**PROVIDED ENTRIES**
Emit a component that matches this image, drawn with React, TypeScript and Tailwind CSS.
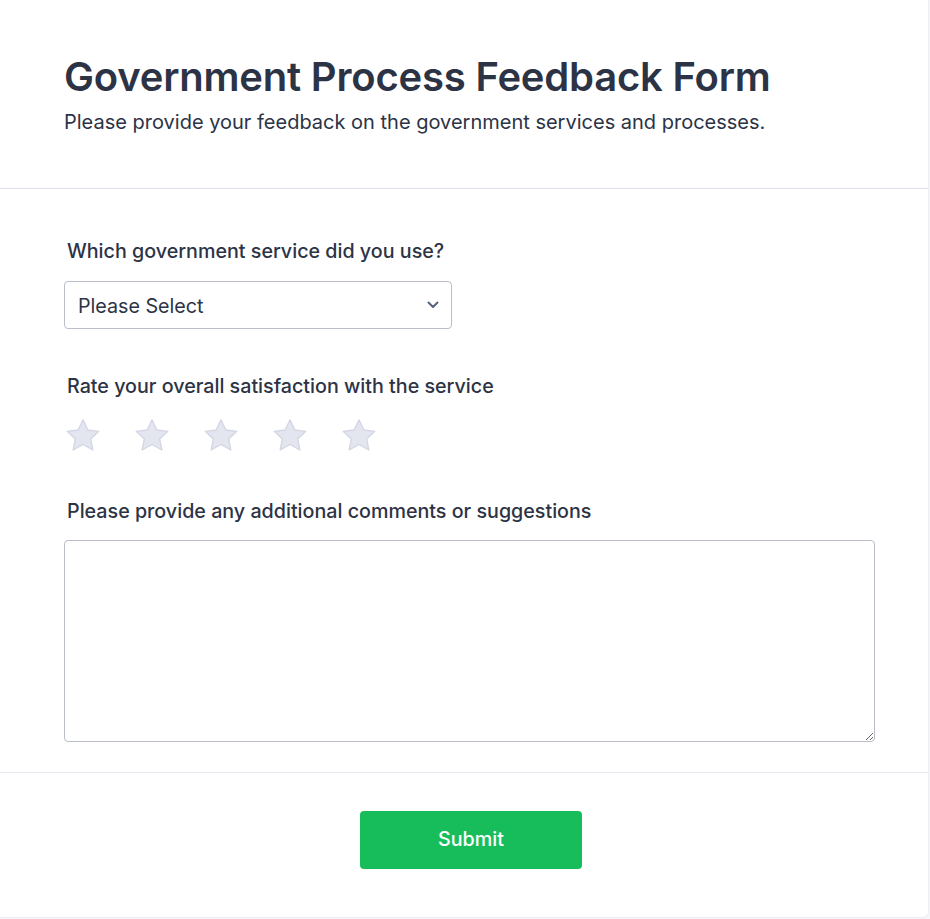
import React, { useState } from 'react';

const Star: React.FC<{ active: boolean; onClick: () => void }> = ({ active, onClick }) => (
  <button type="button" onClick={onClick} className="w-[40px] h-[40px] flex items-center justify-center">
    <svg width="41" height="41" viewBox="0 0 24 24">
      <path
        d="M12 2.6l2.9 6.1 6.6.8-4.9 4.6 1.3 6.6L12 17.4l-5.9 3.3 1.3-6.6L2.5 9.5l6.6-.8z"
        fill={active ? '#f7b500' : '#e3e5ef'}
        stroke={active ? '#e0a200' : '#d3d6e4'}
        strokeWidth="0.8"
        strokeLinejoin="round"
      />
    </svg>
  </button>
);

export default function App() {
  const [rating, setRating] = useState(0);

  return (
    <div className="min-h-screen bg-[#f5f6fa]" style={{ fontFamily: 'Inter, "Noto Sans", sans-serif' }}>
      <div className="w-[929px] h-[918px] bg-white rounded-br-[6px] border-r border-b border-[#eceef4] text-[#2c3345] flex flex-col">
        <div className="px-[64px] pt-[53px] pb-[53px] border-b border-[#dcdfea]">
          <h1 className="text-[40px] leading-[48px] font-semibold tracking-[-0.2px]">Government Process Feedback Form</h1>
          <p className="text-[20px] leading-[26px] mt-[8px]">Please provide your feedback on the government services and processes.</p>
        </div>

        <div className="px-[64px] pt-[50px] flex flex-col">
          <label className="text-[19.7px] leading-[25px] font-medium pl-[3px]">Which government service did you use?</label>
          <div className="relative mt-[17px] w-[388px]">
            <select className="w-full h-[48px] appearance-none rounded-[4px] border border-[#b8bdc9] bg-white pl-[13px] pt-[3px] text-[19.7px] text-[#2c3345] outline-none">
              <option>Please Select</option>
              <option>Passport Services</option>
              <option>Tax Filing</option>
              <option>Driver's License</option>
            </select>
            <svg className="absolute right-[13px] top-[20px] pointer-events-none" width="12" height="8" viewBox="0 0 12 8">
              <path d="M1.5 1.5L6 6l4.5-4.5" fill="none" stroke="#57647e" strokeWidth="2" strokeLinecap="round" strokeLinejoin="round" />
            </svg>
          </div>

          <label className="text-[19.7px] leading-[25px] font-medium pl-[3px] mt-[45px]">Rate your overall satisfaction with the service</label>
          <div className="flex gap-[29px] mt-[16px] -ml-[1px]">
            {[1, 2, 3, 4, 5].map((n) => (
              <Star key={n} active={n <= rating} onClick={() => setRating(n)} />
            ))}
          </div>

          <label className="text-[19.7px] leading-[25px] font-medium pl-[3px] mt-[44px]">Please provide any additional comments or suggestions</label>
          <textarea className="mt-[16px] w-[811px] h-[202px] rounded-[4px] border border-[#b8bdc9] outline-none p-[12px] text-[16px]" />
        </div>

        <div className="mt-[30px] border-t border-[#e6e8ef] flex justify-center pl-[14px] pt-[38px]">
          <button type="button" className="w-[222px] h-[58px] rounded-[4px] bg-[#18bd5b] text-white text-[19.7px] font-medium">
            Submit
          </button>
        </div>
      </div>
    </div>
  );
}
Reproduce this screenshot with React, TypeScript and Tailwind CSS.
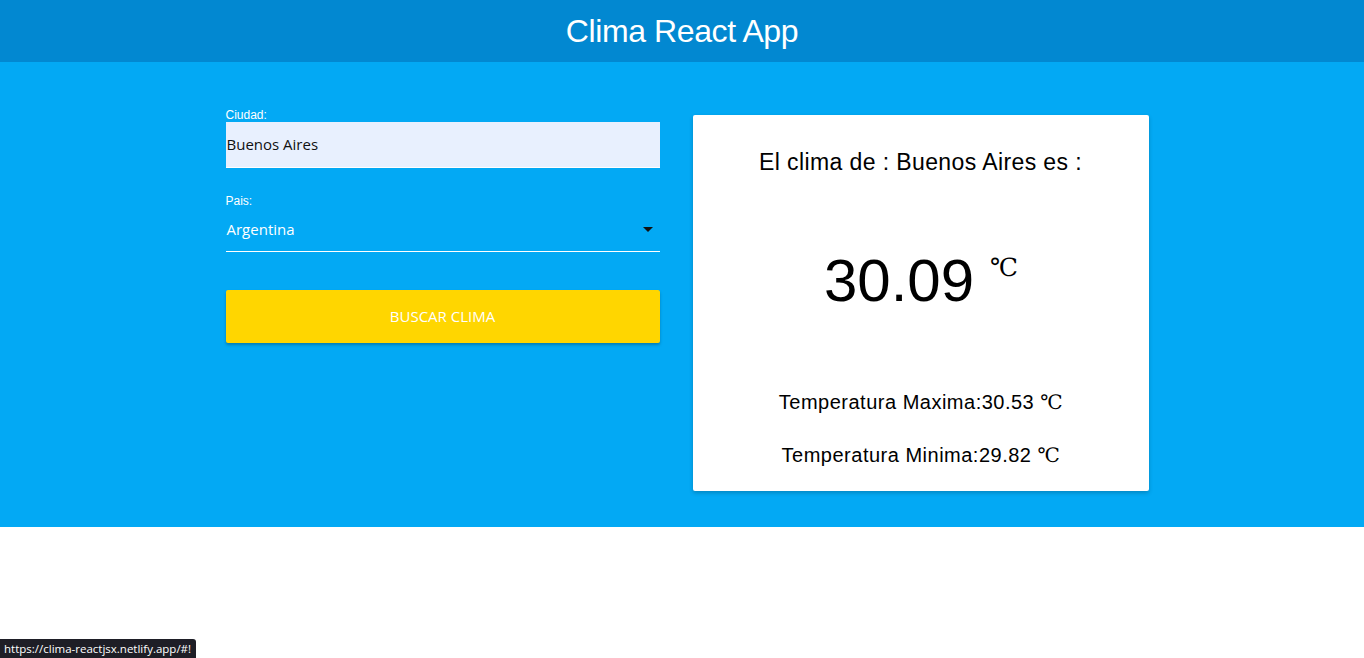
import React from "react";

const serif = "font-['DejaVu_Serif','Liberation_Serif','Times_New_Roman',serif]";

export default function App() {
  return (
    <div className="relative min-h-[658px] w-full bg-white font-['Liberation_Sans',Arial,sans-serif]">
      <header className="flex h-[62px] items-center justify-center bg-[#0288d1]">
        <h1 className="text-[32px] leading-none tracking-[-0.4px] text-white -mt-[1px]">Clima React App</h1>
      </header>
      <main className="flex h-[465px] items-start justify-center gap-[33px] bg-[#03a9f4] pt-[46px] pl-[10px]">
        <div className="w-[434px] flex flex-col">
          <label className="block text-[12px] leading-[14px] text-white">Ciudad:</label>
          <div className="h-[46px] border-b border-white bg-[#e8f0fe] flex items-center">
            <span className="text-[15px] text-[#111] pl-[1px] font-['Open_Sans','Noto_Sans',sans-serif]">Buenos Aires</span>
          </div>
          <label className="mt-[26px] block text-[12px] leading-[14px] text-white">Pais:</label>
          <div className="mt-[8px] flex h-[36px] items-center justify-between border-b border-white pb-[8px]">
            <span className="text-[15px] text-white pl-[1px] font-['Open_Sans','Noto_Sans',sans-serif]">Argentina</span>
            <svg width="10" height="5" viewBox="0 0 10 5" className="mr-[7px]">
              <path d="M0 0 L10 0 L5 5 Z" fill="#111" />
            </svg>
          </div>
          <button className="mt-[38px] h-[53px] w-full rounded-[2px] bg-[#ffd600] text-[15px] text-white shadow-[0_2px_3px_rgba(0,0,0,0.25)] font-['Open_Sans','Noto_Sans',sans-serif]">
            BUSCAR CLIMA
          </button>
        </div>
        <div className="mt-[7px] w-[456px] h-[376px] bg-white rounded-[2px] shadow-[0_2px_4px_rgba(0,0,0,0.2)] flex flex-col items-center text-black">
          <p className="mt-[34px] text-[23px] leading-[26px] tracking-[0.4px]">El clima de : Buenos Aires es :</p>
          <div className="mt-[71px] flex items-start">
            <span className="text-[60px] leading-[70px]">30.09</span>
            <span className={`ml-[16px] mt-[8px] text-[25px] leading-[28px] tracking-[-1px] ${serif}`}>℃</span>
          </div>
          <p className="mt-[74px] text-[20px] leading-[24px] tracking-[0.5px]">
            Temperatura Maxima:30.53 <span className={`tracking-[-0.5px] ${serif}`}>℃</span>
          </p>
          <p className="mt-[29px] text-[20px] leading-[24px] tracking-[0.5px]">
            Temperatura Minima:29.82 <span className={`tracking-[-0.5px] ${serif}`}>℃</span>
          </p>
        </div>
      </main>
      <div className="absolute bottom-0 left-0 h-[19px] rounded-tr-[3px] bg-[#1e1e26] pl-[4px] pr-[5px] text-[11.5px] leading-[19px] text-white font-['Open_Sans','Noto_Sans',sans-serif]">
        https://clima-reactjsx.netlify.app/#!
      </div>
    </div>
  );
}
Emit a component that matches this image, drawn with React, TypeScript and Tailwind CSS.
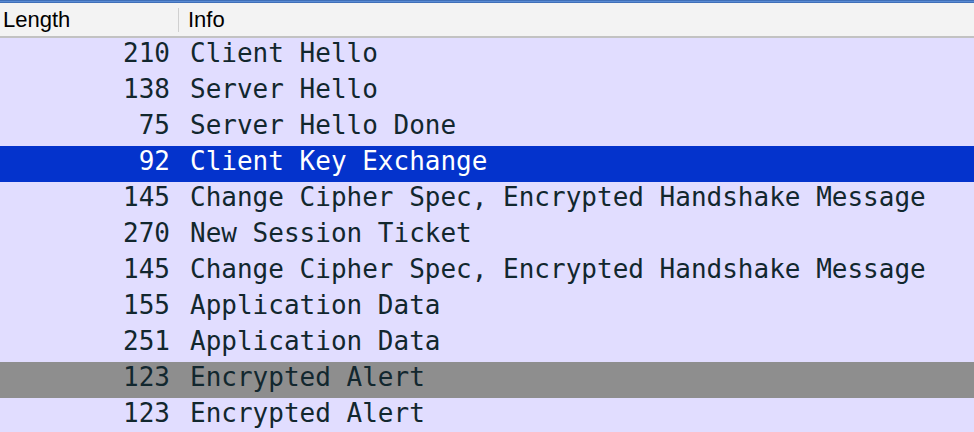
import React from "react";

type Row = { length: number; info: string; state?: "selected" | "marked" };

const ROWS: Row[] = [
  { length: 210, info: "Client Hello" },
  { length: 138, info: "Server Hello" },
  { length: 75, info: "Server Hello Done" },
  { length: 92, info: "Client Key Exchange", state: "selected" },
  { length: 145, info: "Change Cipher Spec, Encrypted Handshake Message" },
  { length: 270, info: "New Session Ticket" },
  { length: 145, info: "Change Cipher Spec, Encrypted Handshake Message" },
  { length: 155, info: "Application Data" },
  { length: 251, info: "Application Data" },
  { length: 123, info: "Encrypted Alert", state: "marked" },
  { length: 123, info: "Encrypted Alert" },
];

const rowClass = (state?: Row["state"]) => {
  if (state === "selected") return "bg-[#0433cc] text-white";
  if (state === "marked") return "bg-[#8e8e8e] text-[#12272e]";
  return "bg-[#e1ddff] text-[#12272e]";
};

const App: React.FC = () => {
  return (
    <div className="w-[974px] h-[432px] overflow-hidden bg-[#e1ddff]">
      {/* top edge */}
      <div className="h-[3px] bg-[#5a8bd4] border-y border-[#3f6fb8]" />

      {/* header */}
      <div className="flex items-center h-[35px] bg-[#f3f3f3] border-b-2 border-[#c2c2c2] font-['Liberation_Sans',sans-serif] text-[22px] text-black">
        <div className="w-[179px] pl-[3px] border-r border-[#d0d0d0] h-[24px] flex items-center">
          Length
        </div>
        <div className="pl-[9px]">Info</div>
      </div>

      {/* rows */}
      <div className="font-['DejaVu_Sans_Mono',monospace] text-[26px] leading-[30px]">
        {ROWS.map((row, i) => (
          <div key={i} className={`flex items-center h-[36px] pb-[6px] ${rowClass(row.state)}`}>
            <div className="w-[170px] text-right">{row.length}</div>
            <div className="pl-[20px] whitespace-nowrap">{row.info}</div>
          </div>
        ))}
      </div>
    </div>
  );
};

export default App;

**WHAT THE TASK ASKS**
From the first line above through the line containing "const [rating, setRating] = useState(0);", copy everything exactly, without the pictures.

**TASK ANSWER**
Emit a component that matches this image, drawn with React, TypeScript and Tailwind CSS.
import React, { useState } from 'react';

const Star: React.FC<{ active: boolean; onClick: () => void }> = ({ active, onClick }) => (
  <button type="button" onClick={onClick} className="w-[40px] h-[40px] flex items-center justify-center">
    <svg width="41" height="41" viewBox="0 0 24 24">
      <path
        d="M12 2.6l2.9 6.1 6.6.8-4.9 4.6 1.3 6.6L12 17.4l-5.9 3.3 1.3-6.6L2.5 9.5l6.6-.8z"
        fill={active ? '#f7b500' : '#e3e5ef'}
        stroke={active ? '#e0a200' : '#d3d6e4'}
        strokeWidth="0.8"
        strokeLinejoin="round"
      />
    </svg>
  </button>
);

export default function App() {
  const [rating, setRating] = useState(0);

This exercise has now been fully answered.